Michael se había presentado en el trabajo una semana antes tras dos años de ausencia, durante los que Balilty tuvo buen cuidado de «mantenerse en contacto», como le repetía siempre que lo llamaba para invitarlo a su casa. Dado que lo había llamado por teléfono apenas unos días antes, el agente de Inteligencia pasó corriendo a su lado sin siquiera detenerse a darle la bienvenida y se limitó a palmotearle el brazo y decir a voces:

—Anímate, Ohayon, anímate. La vida es corta. La semana que viene vendrás a celebrar con nosotros las fiestas. Matty va a preparar un cuscús.

Y por eso, porque Balilty había hecho caso omiso de la excusa de Michael, «pero si te he dicho que iba a irme fuera», éste no podía oponer al entusiasmo de su compañero una reserva cortés, que se interpretaría como una actitud ofensiva de arrogante frialdad en contraste con el sincero deseo de Balilty de mantener una cierta intimidad; todo ello lo llevó a desconectar el teléfono aquella mañana.

Ahora Michael contemplaba el cable telefónico y se preguntaba si tenía sentido haber plantado una resistencia tan enconada. ¿Qué tenía de bueno su irrevocable decisión de pasar la noche a solas, cuando en realidad no estaba haciendo otra cosa que angustiarse por las manchas del techo y por la nota hallada en el buzón? Ésta era un requerimiento perentorio de que subiera al tercer piso para que el señor Zamir le hiciese entrega de los estatutos de la comunidad de vecinos. En la reunión de la antevíspera, a la que Michael, como era su costumbre, no había asistido (las palabras «como era su costumbre» eran un añadido manuscrito a la nota mecanografiada), se había tomado la decisión de que le había llegado el turno de representar a los inquilinos de su ala.

Por un instante Michael pensó en telefonear a alguien, a cualquiera, antes de perecer ahogado en un charco de desolación. Asió el cable, pero se abstuvo de conectarlo.

Balilty podría presentarse intempestivamente aunque el teléfono estuviera desconectado, pero nadie más osaría hacerlo. Si lo conectaba y llamaba a Emanuel Shorer, todo terminaría en otra invitación a una cena festiva en familia. Y, en todo caso, no podrían mantener una conversación interesante por teléfono. La llamada sólo serviría para dar más fundamento a la argumentación de Shorer de que Michael no debía continuar viviendo solo.

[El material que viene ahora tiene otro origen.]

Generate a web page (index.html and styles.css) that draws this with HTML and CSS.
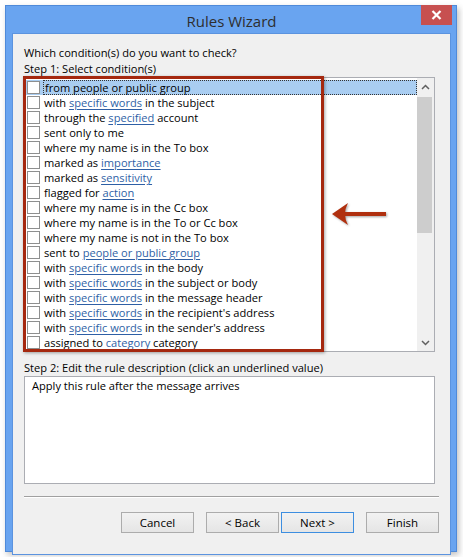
FILE: index.html
```html
<!DOCTYPE html>
<html lang="en">
  <head>
    <meta charset="UTF-8" />
    <title>Rules Wizard</title>
    <link rel="stylesheet" href="styles.css">
  </head>
  <body>
    <div class="window">
      <div class="titlebar">
        <span class="title">Rules Wizard</span>
        <div class="close">
          <svg width="11" height="10" viewBox="0 0 11 10">
            <path d="M1.5 1 L9.5 9 M9.5 1 L1.5 9" stroke="#fff" stroke-width="2.2" />
          </svg>
        </div>
      </div>

      <div class="content">
        <p class="label">Which condition(s) do you want to check?</p>
        <p class="label">Step 1: Select condition(s)</p>

        <div class="listbox">
          <ul class="conditions">
            <li class="row selected"><span class="check"></span><span class="text">from people or public group</span></li>
            <li class="row"><span class="check"></span><span class="text">with <a>specific words</a> in the subject</span></li>
            <li class="row"><span class="check"></span><span class="text">through the <a>specified</a> account</span></li>
            <li class="row"><span class="check"></span><span class="text">sent only to me</span></li>
            <li class="row"><span class="check"></span><span class="text">where my name is in the To box</span></li>
            <li class="row"><span class="check"></span><span class="text">marked as <a>importance</a></span></li>
            <li class="row"><span class="check"></span><span class="text">marked as <a>sensitivity</a></span></li>
            <li class="row"><span class="check"></span><span class="text">flagged for <a>action</a></span></li>
            <li class="row"><span class="check"></span><span class="text">where my name is in the Cc box</span></li>
            <li class="row"><span class="check"></span><span class="text">where my name is in the To or Cc box</span></li>
            <li class="row"><span class="check"></span><span class="text">where my name is not in the To box</span></li>
            <li class="row"><span class="check"></span><span class="text">sent to <a>people or public group</a></span></li>
            <li class="row"><span class="check"></span><span class="text">with <a>specific words</a> in the body</span></li>
            <li class="row"><span class="check"></span><span class="text">with <a>specific words</a> in the subject or body</span></li>
            <li class="row"><span class="check"></span><span class="text">with <a>specific words</a> in the message header</span></li>
            <li class="row"><span class="check"></span><span class="text">with <a>specific words</a> in the recipient's address</span></li>
            <li class="row"><span class="check"></span><span class="text">with <a>specific words</a> in the sender's address</span></li>
            <li class="row"><span class="check"></span><span class="text">assigned to <a>category</a> category</span></li>
          </ul>

          <div class="scrollbar">
            <div class="scroll-btn">
              <svg width="9" height="6" viewBox="0 0 9 6"><path d="M1 5 L4.5 1.5 L8 5" fill="none" stroke="#606060" stroke-width="1.5" /></svg>
            </div>
            <div class="track"><div class="thumb"></div></div>
            <div class="scroll-btn">
              <svg width="9" height="6" viewBox="0 0 9 6"><path d="M1 1 L4.5 4.5 L8 1" fill="none" stroke="#606060" stroke-width="1.5" /></svg>
            </div>
          </div>

          <!-- red callout around the condition names -->
          <div class="callout-box"></div>
        </div>

        <svg class="callout-arrow" width="60" height="26" viewBox="0 0 60 26">
          <rect x="10" y="9" width="44" height="4" fill="#b0300f" />
          <path d="M0 11 L16 0 Q10 11 16 22 Z" fill="#b0300f" />
        </svg>

        <p class="label step2">Step 2: Edit the rule description (click an underlined value)</p>
        <div class="description">Apply this rule after the message arrives</div>

        <div class="separator"></div>

        <div class="buttons">
          <button class="btn">Cancel</button>
          <button class="btn back">&lt; Back</button>
          <button class="btn default">Next &gt;</button>
          <button class="btn finish">Finish</button>
        </div>
      </div>
    </div>
  </body>
</html>
```

FILE: styles.css
```css
body {
  margin: 0;
  background: #fff;
  font-family: "Open Sans", "Noto Sans", sans-serif;
  font-size: 11.1px;
  color: #000;
}
.window {
  position: relative;
  box-sizing: border-box;
  width: 452px;
  height: 547px;
  margin: 5px;
  background: #69a4f0;
  border: 1px solid #4f8ad9;
  padding: 0 5px 7px 6px;
  box-shadow: 2px 3px 6px rgba(0, 0, 0, 0.25);
}
.titlebar {
  height: 27px;
  display: flex;
  justify-content: center;
  align-items: center;
  position: relative;
}
.title {
  font-size: 15px;
  color: #2e2e2e;
  margin-top: 2px;
}
.close {
  position: absolute;
  top: -1px;
  right: -1px;
  width: 31px;
  height: 20px;
  background: #c75050;
  display: flex;
  justify-content: center;
  align-items: center;
}
.content {
  position: relative;
  height: 509px;
  background: #f0f0f0;
  border: 1px solid #5b93df;
  padding: 11px 11px 0 11px;
}
.label {
  margin: 0;
  line-height: 16px;
  white-space: nowrap;
}
.listbox {
  position: relative;
  box-sizing: border-box;
  width: 411px;
  height: 275px;
  background: #fff;
  border: 1px solid #abadb3;
  display: flex;
}
.conditions {
  list-style: none;
  margin: 0;
  padding: 2px 0 0 1px;
  flex: 1;
}
.row {
  height: 15px;
  display: flex;
  align-items: center;
  white-space: nowrap;
}
.row.selected {
  background: #a9cdf1;
}
.row.selected .text {
  flex: 1;
  height: 13px;
  display: flex;
  align-items: center;
  border: 1px dotted #333;
  margin-left: -1px;
  padding-left: 1px;
  line-height: 13px;
}
.check {
  box-sizing: border-box;
  width: 13px;
  height: 13px;
  margin-left: 1px;
  margin-right: 4px;
  border: 1px solid #8e8f8f;
  background: #fff;
}
.text {
  line-height: 15px;
}
.text a {
  color: #2e5fa5;
  text-decoration: underline;
  text-underline-offset: 2px;
}
.scrollbar {
  width: 17px;
  display: flex;
  flex-direction: column;
  background: #f0f0f0;
}
.scroll-btn {
  height: 17px;
  display: flex;
  justify-content: center;
  align-items: center;
}
.track {
  flex: 1;
  padding-top: 2px;
}
.thumb {
  width: 15px;
  height: 136px;
  background: #cdcdcd;
}
.callout-box {
  position: absolute;
  left: -2px;
  top: -2px;
  width: 295px;
  height: 270px;
  border: 3px solid #a5280f;
  box-shadow: 1px 1px 3px rgba(0, 0, 0, 0.35);
}
.callout-arrow {
  position: absolute;
  left: 319px;
  top: 169px;
  filter: drop-shadow(1px 1px 1px rgba(0, 0, 0, 0.35));
}
.step2 {
  margin-top: 8px;
}
.description {
  box-sizing: border-box;
  width: 411px;
  height: 108px;
  background: #fff;
  border: 1px solid #abadb3;
  padding: 1px 7px;
  line-height: 15px;
}
.separator {
  width: 415px;
  margin-top: 12px;
  border-top: 1px solid #a0a0a0;
  border-bottom: 1px solid #fff;
}
.buttons {
  display: flex;
  justify-content: flex-end;
  margin-top: 14px;
  width: 415px;
}
.btn {
  box-sizing: border-box;
  width: 73px;
  height: 21px;
  padding: 0;
  font-family: inherit;
  font-size: 11.5px;
  color: #000;
  background: linear-gradient(#f2f2f2, #e5e5e5);
  border: 1px solid #acacac;
  border-radius: 0;
}
.back {
  margin-left: 12px;
}
.default {
  margin-left: 2px;
  border-color: #3d8ee0;
}
.finish {
  margin-left: 12px;
}
```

—¿Entonces qué sugieres que haga? —había preguntado Michael con agresividad durante su último encuentro, justo antes de reincorporarse tras su permiso de estudios—. ¿Quieres mandarme a hacer una terapia? —preguntó sarcásticamente una vez que Shorer hubo concluido de enumerar los síntomas de lo que él denominaba «deformación generada por la continua soledad».

—No sería mala idea —repuso Shorer con gesto de no-me-achantas—. Yo no creo en los psicólogos, pero aparte de que es tirar el dinero, no pueden hacer ningún daño. ¿Por qué no? —sin esperar a que le respondiera, prosiguió—: Por mí, hasta te diría que fueras a una pitonisa. Lo importante es verte asentado. ¡Un hombre de tu edad! Casi has llegado a los cincuenta.

—Tengo cuarenta y siete —puntualizó Michael.

—Da lo mismo. El caso es que todavía estás tratando de encontrarte a ti mismo. Relacionándote con todo tipo de... Vamos a dejarlo, eso no tiene importancia.

—¿Cómo que no tiene importancia? —protestó Michael—. Es muy importante. ¿Con todo tipo de qué, exactamente?

—Todo tipo de casos perdidos, mujeres casadas, solteras... en fin, esa clase de mujeres con las que no se puede lograr nada, incluso Avigail... ¡Un hombre necesita una familia! —dictaminó.

—¿Por qué, si se puede saber? —replicó Michael, simplemente por decir algo.

—¿Cómo que por qué? —dijo Shorer escandalizado—. Un hombre necesita... ¿qué te voy a explicar? De momento nadie ha encontrado una solución mejor... un hombre necesita hijos, un hombre necesita un marco en el que encajar. Es propio de la naturaleza humana.